## Provided data
————————

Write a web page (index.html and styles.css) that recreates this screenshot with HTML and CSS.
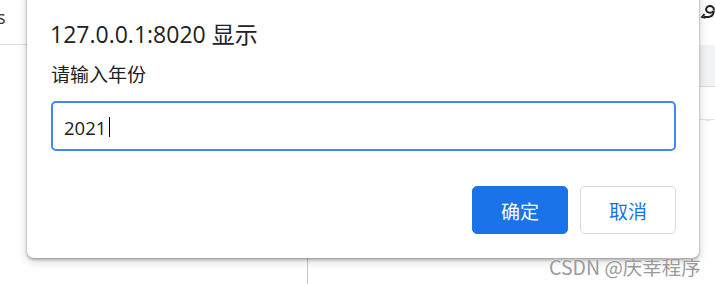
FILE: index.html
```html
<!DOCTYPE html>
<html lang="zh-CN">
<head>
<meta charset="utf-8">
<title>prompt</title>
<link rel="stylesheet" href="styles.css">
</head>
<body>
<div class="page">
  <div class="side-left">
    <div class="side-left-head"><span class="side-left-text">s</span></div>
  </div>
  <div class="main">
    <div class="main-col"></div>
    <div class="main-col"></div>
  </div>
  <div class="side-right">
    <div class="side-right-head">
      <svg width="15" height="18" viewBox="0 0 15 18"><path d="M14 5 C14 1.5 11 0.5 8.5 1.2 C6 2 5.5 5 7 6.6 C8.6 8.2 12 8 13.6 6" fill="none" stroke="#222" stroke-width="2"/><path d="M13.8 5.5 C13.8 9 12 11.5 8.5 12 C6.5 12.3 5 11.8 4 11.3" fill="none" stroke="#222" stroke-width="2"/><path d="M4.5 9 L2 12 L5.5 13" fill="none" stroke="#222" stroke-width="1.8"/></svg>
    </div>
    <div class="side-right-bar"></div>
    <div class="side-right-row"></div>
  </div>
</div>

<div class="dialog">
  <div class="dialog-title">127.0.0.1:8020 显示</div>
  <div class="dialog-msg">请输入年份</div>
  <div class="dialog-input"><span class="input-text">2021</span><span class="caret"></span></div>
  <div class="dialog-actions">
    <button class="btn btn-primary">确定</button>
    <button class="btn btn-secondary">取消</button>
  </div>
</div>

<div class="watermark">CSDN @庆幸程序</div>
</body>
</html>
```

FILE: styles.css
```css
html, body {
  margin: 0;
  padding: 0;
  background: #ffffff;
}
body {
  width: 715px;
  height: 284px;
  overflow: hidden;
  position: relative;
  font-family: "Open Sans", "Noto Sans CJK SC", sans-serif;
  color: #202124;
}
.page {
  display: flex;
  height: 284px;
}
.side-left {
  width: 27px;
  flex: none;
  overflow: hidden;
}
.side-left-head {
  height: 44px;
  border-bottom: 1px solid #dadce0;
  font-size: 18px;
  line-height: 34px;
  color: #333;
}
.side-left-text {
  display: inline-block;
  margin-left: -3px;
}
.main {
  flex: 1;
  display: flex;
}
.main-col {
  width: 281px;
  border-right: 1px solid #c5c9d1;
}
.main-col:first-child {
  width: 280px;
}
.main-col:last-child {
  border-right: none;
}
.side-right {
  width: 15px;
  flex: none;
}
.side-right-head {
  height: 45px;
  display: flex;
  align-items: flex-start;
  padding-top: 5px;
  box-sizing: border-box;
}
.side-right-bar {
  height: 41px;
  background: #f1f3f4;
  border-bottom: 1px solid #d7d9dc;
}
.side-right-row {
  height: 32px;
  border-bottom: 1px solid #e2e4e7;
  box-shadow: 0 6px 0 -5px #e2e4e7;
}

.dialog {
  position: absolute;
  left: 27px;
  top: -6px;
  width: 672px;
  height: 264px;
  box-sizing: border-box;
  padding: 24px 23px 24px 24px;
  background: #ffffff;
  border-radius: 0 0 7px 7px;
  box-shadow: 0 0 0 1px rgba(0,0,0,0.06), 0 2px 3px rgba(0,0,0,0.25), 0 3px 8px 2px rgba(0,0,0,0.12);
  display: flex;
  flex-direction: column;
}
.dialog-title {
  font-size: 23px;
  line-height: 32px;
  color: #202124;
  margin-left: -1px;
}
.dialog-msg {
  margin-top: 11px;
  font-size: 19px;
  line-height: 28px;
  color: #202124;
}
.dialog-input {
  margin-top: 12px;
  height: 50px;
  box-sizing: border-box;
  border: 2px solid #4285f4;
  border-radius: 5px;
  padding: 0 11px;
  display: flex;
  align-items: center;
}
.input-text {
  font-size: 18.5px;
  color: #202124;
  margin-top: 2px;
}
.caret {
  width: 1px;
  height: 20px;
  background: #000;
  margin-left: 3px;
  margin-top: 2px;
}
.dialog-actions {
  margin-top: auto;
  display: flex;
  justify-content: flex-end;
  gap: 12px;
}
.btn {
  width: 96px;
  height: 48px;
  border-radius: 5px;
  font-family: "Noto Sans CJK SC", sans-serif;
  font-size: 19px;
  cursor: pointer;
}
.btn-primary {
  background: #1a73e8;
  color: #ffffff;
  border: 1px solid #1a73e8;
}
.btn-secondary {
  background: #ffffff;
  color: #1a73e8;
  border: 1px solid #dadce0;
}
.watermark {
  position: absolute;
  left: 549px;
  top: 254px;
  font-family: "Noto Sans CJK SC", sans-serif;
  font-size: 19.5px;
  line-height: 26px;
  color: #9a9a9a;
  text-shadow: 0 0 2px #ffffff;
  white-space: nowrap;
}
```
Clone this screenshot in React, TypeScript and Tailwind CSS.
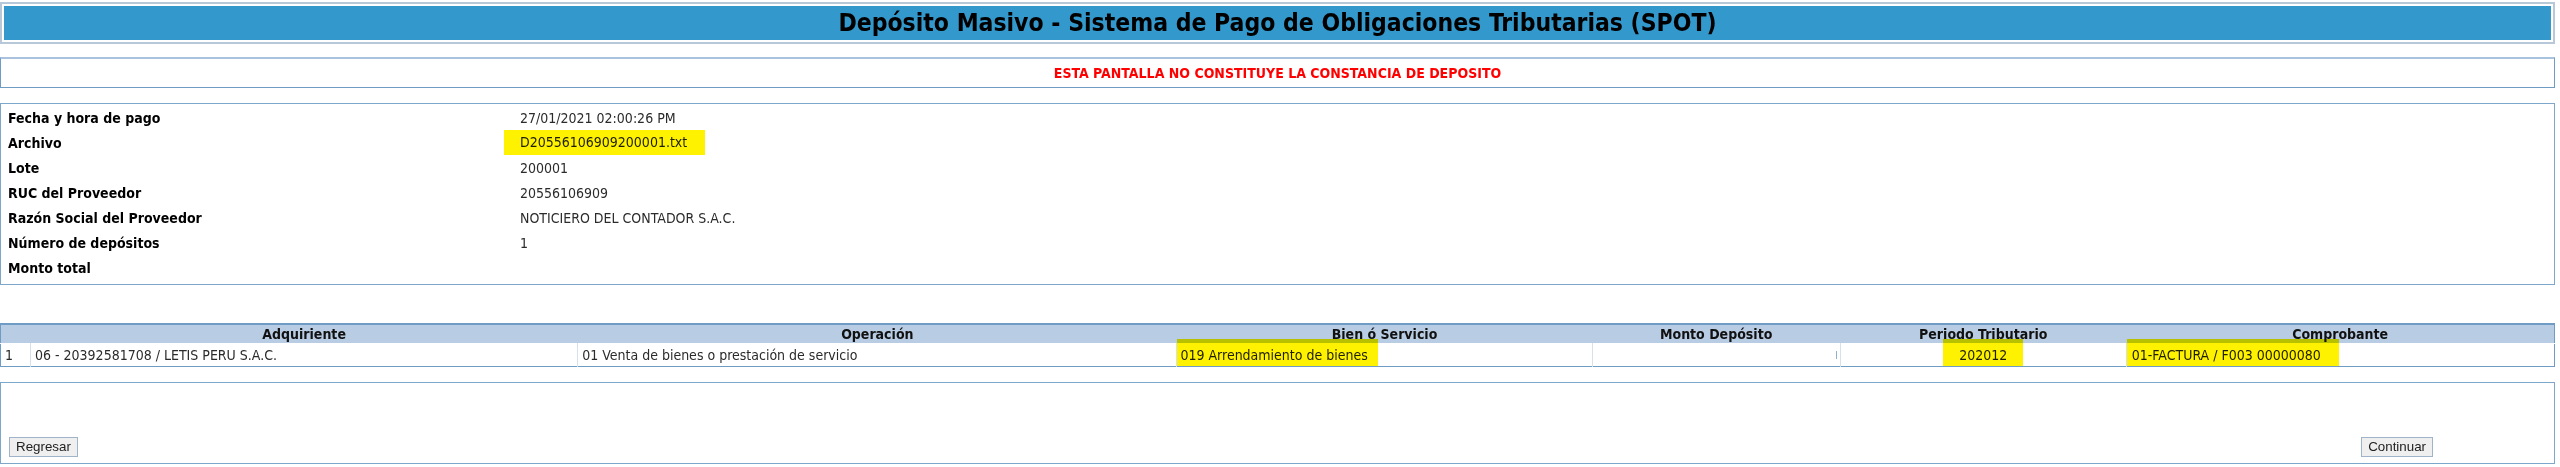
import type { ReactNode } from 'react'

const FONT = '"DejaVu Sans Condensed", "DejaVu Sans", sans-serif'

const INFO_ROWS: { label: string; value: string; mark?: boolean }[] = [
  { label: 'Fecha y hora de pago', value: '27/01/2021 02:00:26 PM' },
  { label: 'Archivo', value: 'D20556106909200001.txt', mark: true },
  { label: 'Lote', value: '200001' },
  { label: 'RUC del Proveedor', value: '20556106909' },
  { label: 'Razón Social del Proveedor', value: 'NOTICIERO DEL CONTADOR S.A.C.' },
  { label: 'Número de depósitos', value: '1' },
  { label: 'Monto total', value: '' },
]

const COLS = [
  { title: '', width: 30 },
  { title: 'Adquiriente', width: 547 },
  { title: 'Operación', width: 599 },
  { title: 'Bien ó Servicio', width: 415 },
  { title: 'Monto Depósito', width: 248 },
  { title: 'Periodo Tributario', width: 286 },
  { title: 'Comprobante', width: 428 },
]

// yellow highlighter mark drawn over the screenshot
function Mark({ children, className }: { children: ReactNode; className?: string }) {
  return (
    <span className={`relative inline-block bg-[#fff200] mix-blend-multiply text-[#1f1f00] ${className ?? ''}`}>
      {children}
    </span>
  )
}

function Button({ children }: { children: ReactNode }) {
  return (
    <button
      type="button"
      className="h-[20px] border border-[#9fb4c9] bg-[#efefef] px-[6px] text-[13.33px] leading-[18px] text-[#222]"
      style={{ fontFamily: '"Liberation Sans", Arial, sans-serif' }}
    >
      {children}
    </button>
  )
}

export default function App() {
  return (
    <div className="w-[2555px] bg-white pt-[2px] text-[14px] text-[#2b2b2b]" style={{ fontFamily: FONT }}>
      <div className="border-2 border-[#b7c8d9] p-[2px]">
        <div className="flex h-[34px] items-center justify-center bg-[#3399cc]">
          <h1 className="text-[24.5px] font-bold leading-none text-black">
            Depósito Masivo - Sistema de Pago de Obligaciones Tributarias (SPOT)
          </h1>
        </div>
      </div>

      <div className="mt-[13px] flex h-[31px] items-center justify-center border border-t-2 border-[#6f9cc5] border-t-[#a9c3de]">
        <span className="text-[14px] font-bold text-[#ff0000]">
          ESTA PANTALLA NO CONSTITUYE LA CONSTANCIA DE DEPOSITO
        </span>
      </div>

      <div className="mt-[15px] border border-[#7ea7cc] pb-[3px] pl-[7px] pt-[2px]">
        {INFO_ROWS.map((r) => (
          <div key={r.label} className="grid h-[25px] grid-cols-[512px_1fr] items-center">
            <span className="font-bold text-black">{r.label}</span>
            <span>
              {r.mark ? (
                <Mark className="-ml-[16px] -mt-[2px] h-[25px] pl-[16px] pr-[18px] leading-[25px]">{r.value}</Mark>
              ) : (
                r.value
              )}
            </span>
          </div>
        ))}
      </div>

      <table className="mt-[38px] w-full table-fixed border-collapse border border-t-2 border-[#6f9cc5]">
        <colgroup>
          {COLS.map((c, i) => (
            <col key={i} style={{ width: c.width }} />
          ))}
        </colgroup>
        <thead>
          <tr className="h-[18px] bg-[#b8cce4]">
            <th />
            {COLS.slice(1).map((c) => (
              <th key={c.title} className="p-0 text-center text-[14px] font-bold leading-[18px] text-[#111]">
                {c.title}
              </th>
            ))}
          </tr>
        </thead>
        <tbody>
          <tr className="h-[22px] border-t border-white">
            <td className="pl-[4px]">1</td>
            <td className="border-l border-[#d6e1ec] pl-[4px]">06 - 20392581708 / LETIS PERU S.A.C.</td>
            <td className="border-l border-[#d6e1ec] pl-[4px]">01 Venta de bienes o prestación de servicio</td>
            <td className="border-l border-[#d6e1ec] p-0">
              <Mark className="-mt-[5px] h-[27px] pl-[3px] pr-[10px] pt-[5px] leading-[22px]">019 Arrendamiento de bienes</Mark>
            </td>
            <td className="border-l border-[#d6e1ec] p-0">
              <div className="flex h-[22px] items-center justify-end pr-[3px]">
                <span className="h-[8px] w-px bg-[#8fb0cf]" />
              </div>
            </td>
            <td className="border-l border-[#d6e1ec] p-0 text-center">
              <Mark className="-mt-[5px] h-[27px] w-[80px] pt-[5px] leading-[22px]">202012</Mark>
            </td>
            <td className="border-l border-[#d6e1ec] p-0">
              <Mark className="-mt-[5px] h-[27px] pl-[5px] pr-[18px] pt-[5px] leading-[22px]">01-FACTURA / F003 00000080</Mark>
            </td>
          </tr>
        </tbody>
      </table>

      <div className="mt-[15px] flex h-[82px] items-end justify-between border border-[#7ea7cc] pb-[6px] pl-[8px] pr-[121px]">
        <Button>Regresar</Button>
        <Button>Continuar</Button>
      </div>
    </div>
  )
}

————————

Scan the material above for the string "page" and report each line where you find it.

Write a web page (index.html and styles.css) that recreates this screenshot with HTML and CSS.
<div class="page">
.page {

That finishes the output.